Commentary by Lance Hill
April 26, 2007

There is a long overdo discussion beginning in New Orleans on how to address race and class issues and bridge the growing racial divide in the aftermath of Hurricane Katrina. For many months there was little recognition in the mainstream media that displaced African Americans felt locked out of their city or that there was any foundation for these feelings. Feelings of exclusion were dismissed as the product of paranoid conspiracy theories or politicians exploiting groundless fears. But the growing distrust and resentment was evident in the findings of social scientists more than a year ago. A Louisiana Recovery Authority survey of displaced citizens conducted in the first months of 2006 revealed a profound racial division over the future of the city.
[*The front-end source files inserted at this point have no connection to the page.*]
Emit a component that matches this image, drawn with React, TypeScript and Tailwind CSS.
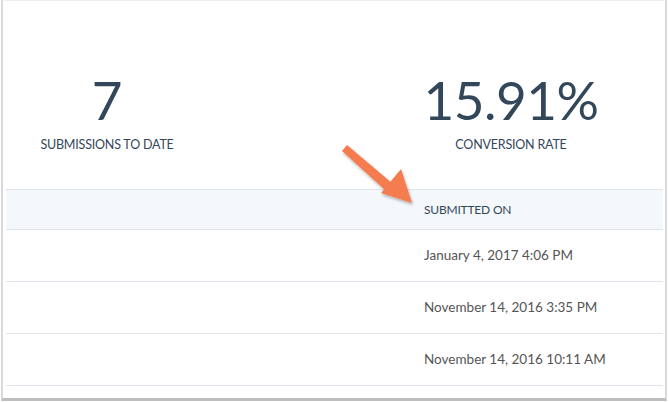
import React from "react";

const font = { fontFamily: "Lato, 'Open Sans', Arial, sans-serif" };

export default function App() {
  const dates = [
    "January 4, 2017 4:06 PM",
    "November 14, 2016 3:35 PM",
    "November 14, 2016 10:11 AM",
  ];
  return (
    <div className="relative w-[669px] h-[402px] bg-white overflow-hidden" style={font}>
      <div className="ml-[1px] w-[666px] h-[401px] border-l-2 border-r-2 border-t border-l-[#d9d9d9] border-r-[#d9d9d9] border-t-[#eeeeee] border-b-[3px] border-b-[#bdbdbd] pl-[3px] pr-[2px]">
        <div className="flex h-[188px] pt-[72px]">
          <div className="w-[202px] flex flex-col items-center">
            <div className="text-[53px] leading-[53px] font-normal text-[#33475b]">7</div>
            <div className="mt-[11px] text-[12.5px] leading-[16px] text-[#33475b] tracking-[-0.2px]">SUBMISSIONS TO DATE</div>
          </div>
          <div className="w-[202px]" />
          <div className="w-[202px] flex flex-col items-center">
            <div className="text-[53px] leading-[53px] font-normal text-[#33475b] tracking-[-0.5px]">15.91%</div>
            <div className="mt-[11px] text-[12.5px] leading-[16px] text-[#33475b] tracking-[-0.2px]">CONVERSION RATE</div>
          </div>
        </div>
        <div className="flex h-[41px] bg-[#f5f8fa] border-t border-b border-[#dfe3eb] items-center">
          <div className="w-[418px]" />
          <div className="text-[12px] text-[#33475b] tracking-[-0.2px]">SUBMITTED ON</div>
        </div>
        {dates.map((d) => (
          <div key={d} className="flex h-[52px] border-b border-[#dfe3eb] items-center">
            <div className="w-[418px]" />
            <div className="text-[13.5px] text-[#555555]">{d}</div>
          </div>
        ))}
      </div>
      <svg className="absolute left-0 top-0" width="669" height="402" viewBox="0 0 669 402">
        <defs>
          <filter id="sh" x="-20%" y="-20%" width="140%" height="140%">
            <feDropShadow dx="1" dy="2" stdDeviation="1.5" floodColor="#000" floodOpacity="0.3" />
          </filter>
        </defs>
        <g filter="url(#sh)" fill="#f47b50">
          <path d="M342 151 L347 145 L392 183 L385 190 Z" />
          <path d="M381 193 L401 169 L412 203 Z" />
        </g>
      </svg>
    </div>
  );
}
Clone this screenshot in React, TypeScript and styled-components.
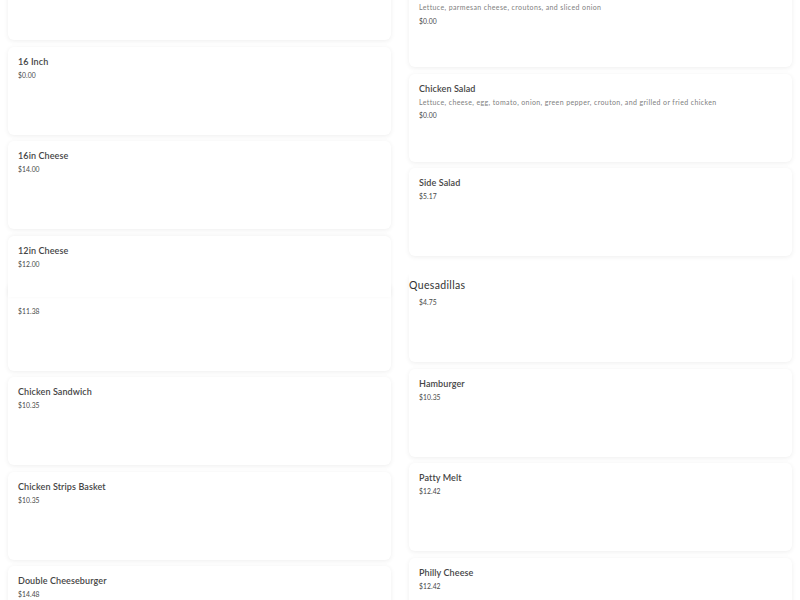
import React from "react";
import styled, { createGlobalStyle, css } from "styled-components";

const GlobalStyle = createGlobalStyle`
  html, body { margin: 0; padding: 0; background: #ffffff; overflow: hidden; }
  body { font-family: Lato, "Noto Sans", "Liberation Sans", sans-serif; color: #333; }
  * { box-sizing: border-box; }
`;

const Page = styled.div`
  display: grid;
  grid-template-columns: 383px 383px;
  column-gap: 18px;
  padding: 0 8px;
  height: 600px;
  overflow: hidden;
`;

const Column = styled.div<{ $offset: number }>`
  display: flex;
  flex-direction: column;
  gap: 6.5px;
  margin-top: ${(p) => p.$offset}px;
`;

const Card = styled.div<{ $overlap?: boolean; $underlap?: boolean; $headless?: boolean }>`
  position: relative;
  flex: 0 0 auto;
  height: 88px;
  padding: 10px 10px;
  background: #ffffff;
  border-radius: 6px;
  box-shadow: 0 1px 5px rgba(0, 0, 0, 0.07);
  overflow: hidden;
  ${(p) =>
    p.$headless &&
    css`
      padding-top: 23px;
    `}
  ${(p) =>
    p.$overlap &&
    css`
      z-index: 2;
      height: 61.5px;
      margin-bottom: -21px;
      border-bottom-left-radius: 0;
      border-bottom-right-radius: 0;
      box-shadow: 0 -1px 4px rgba(0, 0, 0, 0.05);
    `}
  ${(p) =>
    p.$underlap &&
    css`
      margin-top: -30.5px;
    `}
`;

const Title = styled.div`
  font-size: 9px;
  line-height: 10px;
  font-weight: 600;
  color: #454545;
  letter-spacing: 0.1px;
  margin-bottom: 3px;
  white-space: nowrap;
`;

const Desc = styled.div`
  font-size: 7px;
  line-height: 10px;
  color: #808080;
  letter-spacing: 0.38px;
  margin-bottom: 3.5px;
  white-space: nowrap;
`;

const Price = styled.div`
  font-size: 6.8px;
  line-height: 10px;
  color: #4a4a4a;
  letter-spacing: 0.05px;
`;

const SectionHeading = styled.h2`
  position: relative;
  z-index: 2;
  flex: 0 0 auto;
  margin: 0;
  height: 35.5px;
  padding-top: 14.5px;
  background: #ffffff;
  font-size: 10.5px;
  line-height: 16px;
  font-weight: 400;
  color: #333;
  letter-spacing: 0.35px;
`;

type Item = {
  title?: string;
  desc?: string;
  price?: string;
  overlap?: boolean;
  underlap?: boolean;
  heading?: string;
};

const left: Item[] = [
  {},
  { title: "16 Inch", price: "$0.00" },
  { title: "16in Cheese", price: "$14.00" },
  { title: "12in Cheese", price: "$12.00", overlap: true },
  { price: "$11.38" },
  { title: "Chicken Sandwich", price: "$10.35" },
  { title: "Chicken Strips Basket", price: "$10.35" },
  { title: "Double Cheeseburger", price: "$14.48" },
];

const right: Item[] = [
  {
    desc: "Lettuce, parmesan cheese, croutons, and sliced onion",
    price: "$0.00",
  },
  {
    title: "Chicken Salad",
    desc: "Lettuce, cheese, egg, tomato, onion, green pepper, crouton, and grilled or fried chicken",
    price: "$0.00",
  },
  { title: "Side Salad", price: "$5.17" },
  { heading: "Quesadillas", price: "$4.75", underlap: true },
  { title: "Hamburger", price: "$10.35" },
  { title: "Patty Melt", price: "$12.42" },
  { title: "Philly Cheese", price: "$12.42" },
];

const renderItems = (items: Item[]) =>
  items.map((it, i) => (
    <React.Fragment key={i}>
      {it.heading && <SectionHeading>{it.heading}</SectionHeading>}
      <Card $overlap={it.overlap} $underlap={it.underlap} $headless={!it.title}>
        {it.title && <Title>{it.title}</Title>}
        {it.desc && <Desc>{it.desc}</Desc>}
        {it.price && <Price>{it.price}</Price>}
      </Card>
    </React.Fragment>
  ));

export default function App() {
  return (
    <>
      <GlobalStyle />
      <Page>
        <Column $offset={-48}>{renderItems(left)}</Column>
        <Column $offset={-21}>{renderItems(right)}</Column>
      </Page>
    </>
  );
}
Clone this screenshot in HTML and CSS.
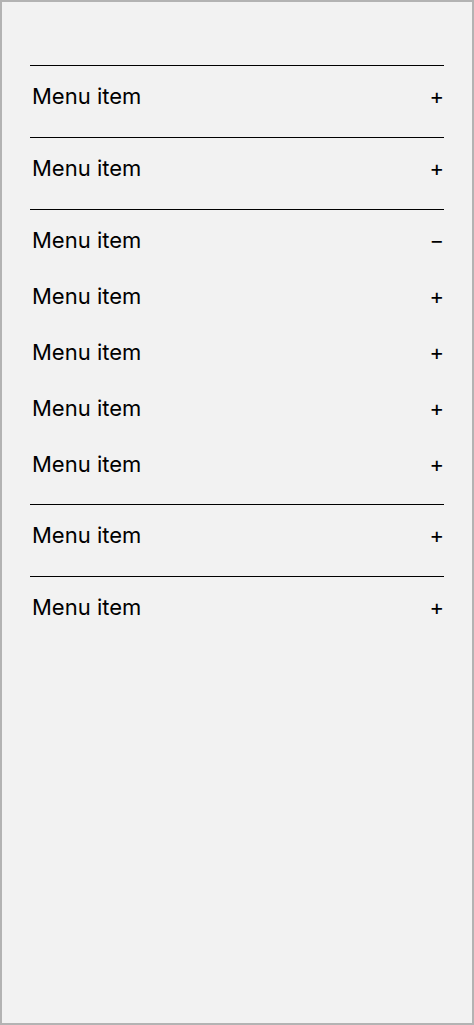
FILE: index.html
```html
<!DOCTYPE html>
<html lang="en">
<head>
  <meta charset="UTF-8">
  <meta name="viewport" content="width=device-width, initial-scale=1.0">
  <title>Menu</title>
  <link rel="stylesheet" href="styles.css">
</head>
<body>
  <div class="frame">
    <ul class="menu">
      <li class="item">
        <div class="row"><span>Menu item</span><span class="toggle">+</span></div>
      </li>
      <li class="item">
        <div class="row"><span>Menu item</span><span class="toggle">+</span></div>
      </li>
      <li class="item open">
        <div class="row"><span>Menu item</span><span class="toggle">&minus;</span></div>
        <div class="row sub"><span>Menu item</span><span class="toggle">+</span></div>
        <div class="row sub"><span>Menu item</span><span class="toggle">+</span></div>
        <div class="row sub"><span>Menu item</span><span class="toggle">+</span></div>
        <div class="row sub"><span>Menu item</span><span class="toggle">+</span></div>
      </li>
      <li class="item">
        <div class="row"><span>Menu item</span><span class="toggle">+</span></div>
      </li>
      <li class="item">
        <div class="row"><span>Menu item</span><span class="toggle">+</span></div>
      </li>
    </ul>
  </div>
</body>
</html>
```

FILE: styles.css
```css
* {
  box-sizing: border-box;
}
body {
  margin: 0;
  font-family: Inter, "Liberation Sans", sans-serif;
  background: #f2f2f2;
  color: #000;
}
.frame {
  height: 1025px;
  border: 2px solid #b3b3b3;
  background: #f2f2f2;
  padding: 63px 28px 0 28px;
}
.menu {
  list-style: none;
  margin: 0;
  padding: 0;
}
.item {
  border-top: 1px solid #000;
  padding: 16px 0 27px;
}
.item.open {
  padding-bottom: 26px;
}
.row {
  display: flex;
  justify-content: space-between;
  align-items: center;
  height: 28px;
  line-height: 28px;
  font-size: 22px;
  padding-left: 2px;
}
.row.sub {
  margin-top: 28px;
}
.toggle {
  font-size: 22px;
  width: 16px;
  text-align: right;
}
```
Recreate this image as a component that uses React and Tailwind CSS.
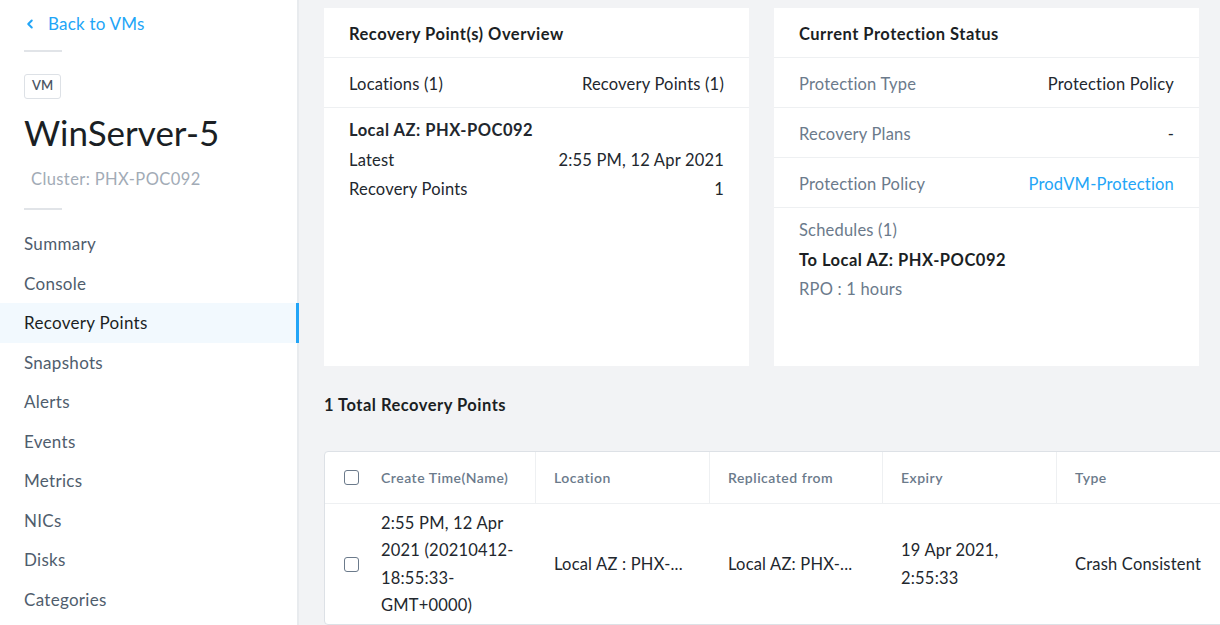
import { ChevronLeft } from "lucide-react";

const font = { fontFamily: "Lato, 'Open Sans', sans-serif" };

const navItems = [
  "Summary",
  "Console",
  "Recovery Points",
  "Snapshots",
  "Alerts",
  "Events",
  "Metrics",
  "NICs",
  "Disks",
  "Categories",
];

const Checkbox = () => (
  <span className="block w-[15px] h-[15px] rounded-[3px] border border-[#6b7a8b] bg-white" />
);

const Row = ({ label, value, valueClass = "text-[#22272e]" }) => (
  <div className="flex items-center justify-between h-[50px] pt-[4px] px-[25px] text-[16.5px] tracking-[0.2px] border-b border-[#eef0f2]">
    <span className="text-[#6b7a8b]">{label}</span>
    <span className={valueClass}>{value}</span>
  </div>
);

export default function App() {
  return (
    <div style={font} className="flex h-[625px] w-[1220px] overflow-hidden bg-[#f2f3f5]">
      {/* SIDEBAR */}
      <aside className="w-[299px] shrink-0 bg-white border-r-2 border-[#e8ebee] pt-[11px]">
        <div className="px-6">
          <div className="flex items-center gap-[11px] text-[#22a5f7] text-[17px] tracking-[0.2px]">
            <ChevronLeft className="w-[14px] h-[14px] -ml-[1px]" strokeWidth={3.5} />
            <span>Back to VMs</span>
          </div>
          <div className="mt-[13px] w-[38px] h-[2px] bg-[#e1e4e8]" />
          <span className="mt-[22px] inline-flex items-center justify-center h-[25px] px-[7px] border border-[#dde1e6] rounded-[3px] text-[13px] font-semibold text-[#4b5563]">
            VM
          </span>
          <h1 className="mt-[11px] text-[35px] leading-[44px] text-[#1b1f24]">WinServer-5</h1>
          <p className="mt-[13px] ml-[7px] text-[16.5px] tracking-[0.4px] text-[#a2abb6]">Cluster: PHX-POC092</p>
          <div className="mt-[17px] w-[38px] h-[2px] bg-[#e1e4e8]" />
        </div>
        <nav className="mt-[14px]">
          {navItems.map((item) => {
            const active = item === "Recovery Points";
            return (
              <div
                key={item}
                className={`relative h-[39.5px] flex items-center px-6 text-[17px] tracking-[0.3px] ${
                  active ? "bg-[#f2f9fe] text-[#1b1f24]" : "text-[#4f5d6d]"
                }`}
              >
                {item}
                {active && (
                  <span className="absolute -right-[2px] top-0 bottom-0 w-[3px] bg-[#22a5f7]" />
                )}
              </div>
            );
          })}
        </nav>
      </aside>

      {/* MAIN */}
      <main className="flex-1 pl-[25px] pt-2 min-w-0">
        <div className="flex gap-[25px] w-[875px]">
          {/* Overview card */}
          <section className="w-[425px] h-[358px] bg-white">
            <h2 className="h-[50px] pt-[4px] flex items-center px-[25px] text-[16.5px] tracking-[0.5px] font-bold text-[#1b1f24] border-b border-[#eef0f2]">
              Recovery Point(s) Overview
            </h2>
            <div className="flex items-center justify-between h-[50px] pt-[4px] px-[25px] text-[16.5px] tracking-[0.2px] text-[#22272e] border-b border-[#eef0f2]">
              <span>Locations (1)</span>
              <span>Recovery Points (1)</span>
            </div>
            <div className="px-[25px] pt-[8px] text-[16.5px] tracking-[0.2px] text-[#22272e] leading-[29.5px]">
              <div className="font-bold tracking-[0.5px]">Local AZ: PHX-POC092</div>
              <div className="flex justify-between">
                <span>Latest</span>
                <span>2:55 PM, 12 Apr 2021</span>
              </div>
              <div className="flex justify-between">
                <span>Recovery Points</span>
                <span>1</span>
              </div>
            </div>
          </section>

          {/* Protection status card */}
          <section className="w-[425px] h-[358px] bg-white">
            <h2 className="h-[50px] pt-[4px] flex items-center px-[25px] text-[16.5px] tracking-[0.5px] font-bold text-[#1b1f24] border-b border-[#eef0f2]">
              Current Protection Status
            </h2>
            <Row label="Protection Type" value="Protection Policy" />
            <Row label="Recovery Plans" value="-" />
            <Row label="Protection Policy" value="ProdVM-Protection" valueClass="text-[#22a5f7]" />
            <div className="px-[25px] pt-[8px] text-[16.5px] tracking-[0.2px] leading-[29.5px]">
              <div className="text-[#6b7a8b]">Schedules (1)</div>
              <div className="font-bold tracking-[0.5px] text-[#1b1f24]">To Local AZ: PHX-POC092</div>
              <div className="text-[#6b7a8b]">RPO : 1 hours</div>
            </div>
          </section>
        </div>

        <h3 className="mt-[27px] text-[16.5px] tracking-[0.5px] font-bold text-[#1b1f24]">1 Total Recovery Points</h3>

        {/* TABLE */}
        <div className="mt-[33px] w-[920px] bg-white border border-[#dde1e6] rounded-l-[4px]">
          <div className="flex h-[52px] border-b border-[#eef0f2] text-[14px] tracking-[0.5px] font-semibold text-[#6b7a8b]">
            <div className="w-[211px] flex items-center gap-[22px] pl-[19px] border-r border-[#eef0f2]">
              <Checkbox />
              <span>Create Time(Name)</span>
            </div>
            <div className="w-[174px] flex items-center pl-[18px] border-r border-[#eef0f2]">Location</div>
            <div className="w-[173px] flex items-center pl-[18px] border-r border-[#eef0f2]">Replicated from</div>
            <div className="w-[174px] flex items-center pl-[18px] border-r border-[#eef0f2]">Expiry</div>
            <div className="flex-1 flex items-center pl-[18px]">Type</div>
          </div>
          <div className="flex h-[120px] pt-[2px] text-[16.5px] tracking-[0.2px] text-[#22272e] leading-[27.5px]">
            <div className="w-[211px] flex items-center gap-[22px] pl-[19px]">
              <Checkbox />
              <span className="w-[140px]">2:55 PM, 12 Apr 2021 (20210412-18:55:33-GMT+0000)</span>
            </div>
            <div className="w-[174px] flex items-center pl-[18px]">Local AZ : PHX-...</div>
            <div className="w-[173px] flex items-center pl-[18px]">Local AZ: PHX-...</div>
            <div className="w-[174px] flex items-center pl-[18px]">
              <span className="w-[110px]">19 Apr 2021, 2:55:33</span>
            </div>
            <div className="flex-1 flex items-center pl-[18px]">Crash Consistent</div>
          </div>
        </div>
      </main>
    </div>
  );
}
When asked how important was it that New Orleans “return to its pre-hurricane racial mix,” 88% of black respondents responded “extremely important,” while 67% of white respondents felt that it was “not important at all.” Last October, Tulane Professor Loretta Pyles conducted a survey in one predominantly African American neighborhood that was heavily flood damaged. The study revealed that 84% of the respondents did not trust other races, which is three times the rate of national surveys asking the same question.

More recently, the Louisiana Chapter of the Sierra Club recently honored St. Bernard Parish Council President Henry “Junior” Rodriguez with their “Legislative Leadership" award. This, despite the fact that Rodriguez has a long and un-apologetic history of publicly using racial epithets and took the lead in passing the "blood relative rental law" last October that effectively prevented blacks from renting in St. Bernard Parish. The law made it a crime for white home-owners to rent to anyone other than a “blood relative,” effectively making it impossible for blacks and Latinos to rent in the 96% white parish. That a putatively liberal organization like the Sierra Club can countenance racism by honoring a man with a long history of open bigotry is a sign of a serious problem that begs for a community-wide dialogue; and it’s a case study in how not to build racial unity and counter racism.

The Sierra Club incident is evidence that, in this racially polarized city, the tendency is to avoid an open and frank dialogue on racism in the recovery. But avoiding a dialogue on the injustices of the rescue and recovery periods simply muzzles the victims and creates a false sense of unity based on repressed grievances and a lack of accountability. People who have endured deep ethnic group trauma and injustices are forced to endure their wounds in silence, which prevents individual and group healing. The prevailing local strategy for building racial unity since Katrina has been to dodge the difficult discussion of racial injustices and disparities and, instead, unite blacks and whites to work around a common project that will magically make prejudices disappear. The problem is that not only does this strategy silence the voices of the victims, but it simply does not work.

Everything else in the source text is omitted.